Die Laude selber dauerte ca. 1 ½ Stunden, und in der Zugabe sang Angelo einige seiner Evergreens wie „La Pulce d’Aqua", „Cogli la Prima Mela" und „Momo’s Lied", das Publikum ging gut mit, ganz zum Abschluss gab es dann noch „Stella Matutina" aus dem Libre Vermell, zu dem er auch eine Panflöte spielte, und Angelo erklärte, dass die Pilgerströme nach San Diago des Compostella die Grundlagen für das heutige Europa gelegt hätten. So erlebte das Volk von Bonn, bzw. so viele davon, dass der Saal im Brückenforum zu ca. ¾ voll war, einen zauberhaften Abend aus Historie und Legende, Spiritualität und Erotik, Tradition und Moderne und vor allem wunderbarer italienischer Musik.

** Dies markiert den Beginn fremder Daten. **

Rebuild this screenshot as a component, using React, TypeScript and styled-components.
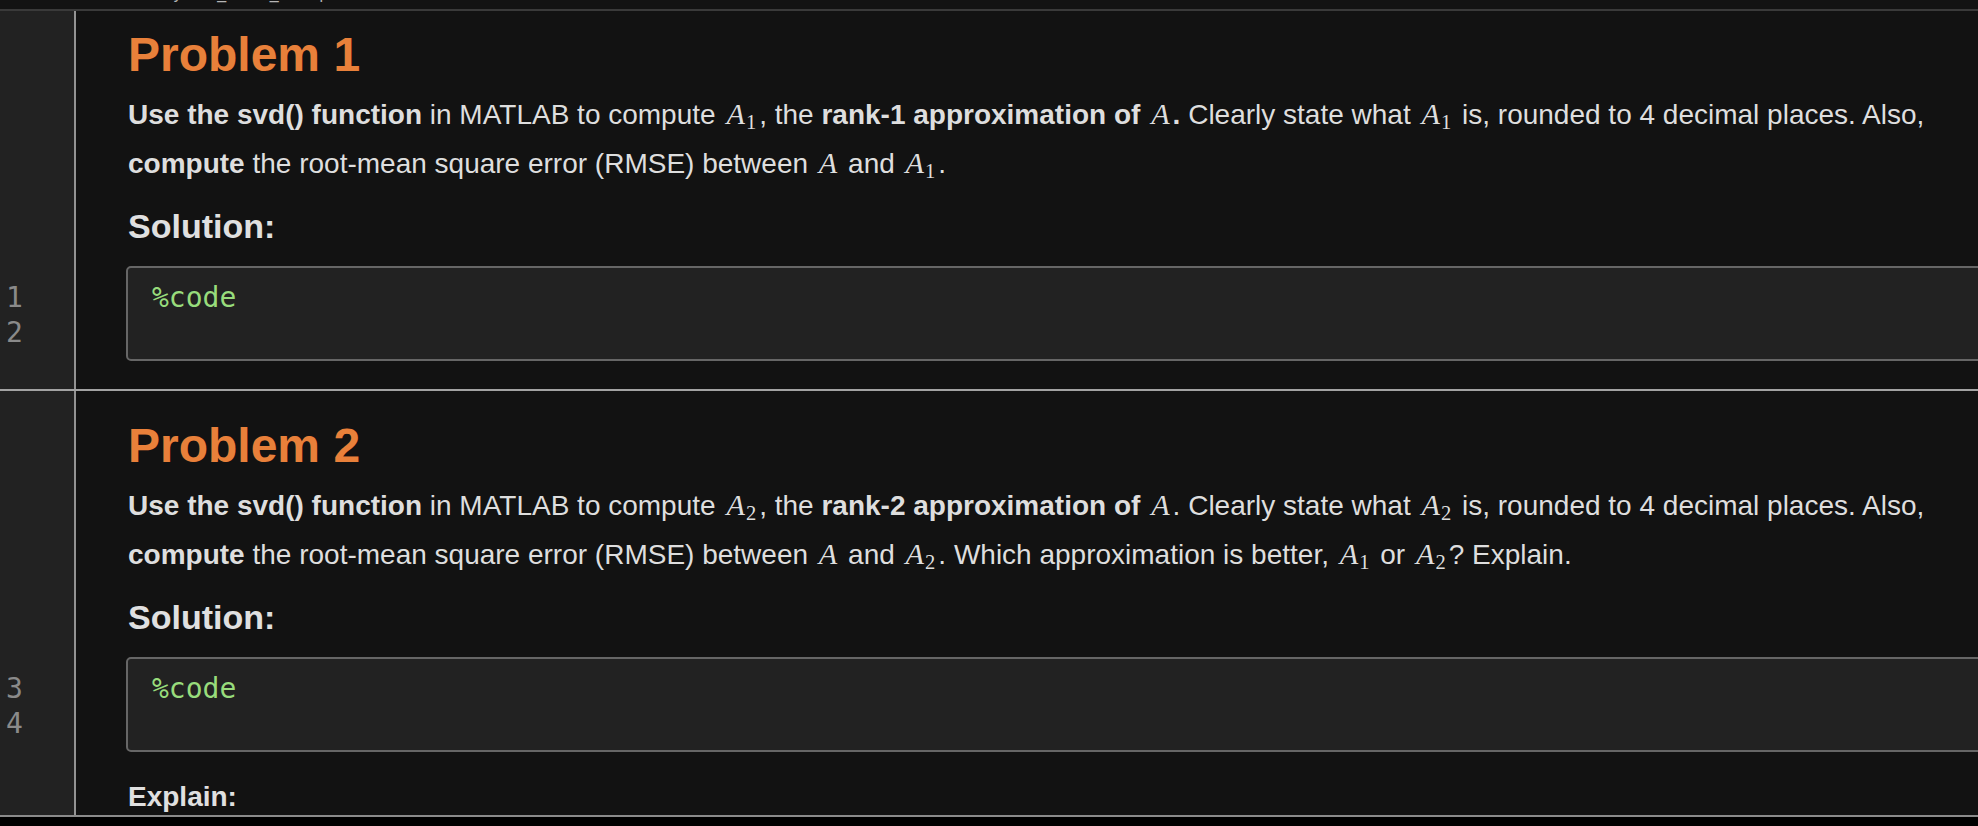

Man mag sich fragen, warum ich immer von „Angelo" schreibe, als kennte ich ihn persönlich. Nein, er ist für mich genau so „nur" eine Berühmtheit, aber ich tue das ja in meinen Rezensionen mit allen Musikern so, dass ich sie beim Vornamen nenne, egal, ob ich sie näher kenne oder nicht. Unter Folkies ist man schnell beim Vornamen, und Angelo Branduardi ist sich sicher nicht zu fein, dazu zu gehören, auch wenn er ein 2-4000 Zuhörer zählendes Publikum als angenehm kleinen Rahmen empfindet. Die Namen der anderen Künstler auf der Bühne konnte man zwar im Abspann lesen, aber eine Liste zum Mitnehmen oder ein Programmheft gab es leider nicht. Einer der beiden CD- und T-Shirt-Verkäufer am Merchandisingstand war aber so nett, sie mir alle aufzuschreiben und mir dann auch noch die Single-CD „die sonne gesang" mitzugeben, worauf das Angelo den Sonnengesang auf Deutsch singt. Mille Grazie!!!


http://www.angelo-branduardi.com/ger/index.htm
http://www.brueckenforum.de/

Mehr interessante Infos unter:
http://www.angelo-branduardi.com/ger/inter_angelo.htm
http://www.tiscali.de/ital/ital_center_cultur.72449500.html
http://www.wz-newsline.de/sro.php?redid=104810
http://www.europamici.com/interview5.html

MAS

Saturday, February 11, 2006

Konzertrezension: Sahara am 11.2.2006 in der Harmonie in Bonn-Endenich

Sahara am 11.2.2006 in der Harmonie in Bonn-Endenich

Sahara gehört auch wie Le Clou zu den Gruppen, die ich schon oft gehört, über die ich aber noch nie eine Rezension geschrieben habe. Und wie Le Clou und die Lokal Heroes gehört Sahara seit Jahren zum festen Bestandteil der Konzerte im Parkrestaurant Rheinaue und spielen auch oft in der Harmonie, wo ich sie diesmal hörte. Jetzt fehlt nur noch, dass sie auch im Bungertshof auftreten, dann wäre das noch eine Gemeinsamkeit, von denen es tatsächlich noch ein paar gibt, sogar in musikalischer Hinsicht, auch wenn man das auf den ersten Blick bzw. Klang nicht glauben mag.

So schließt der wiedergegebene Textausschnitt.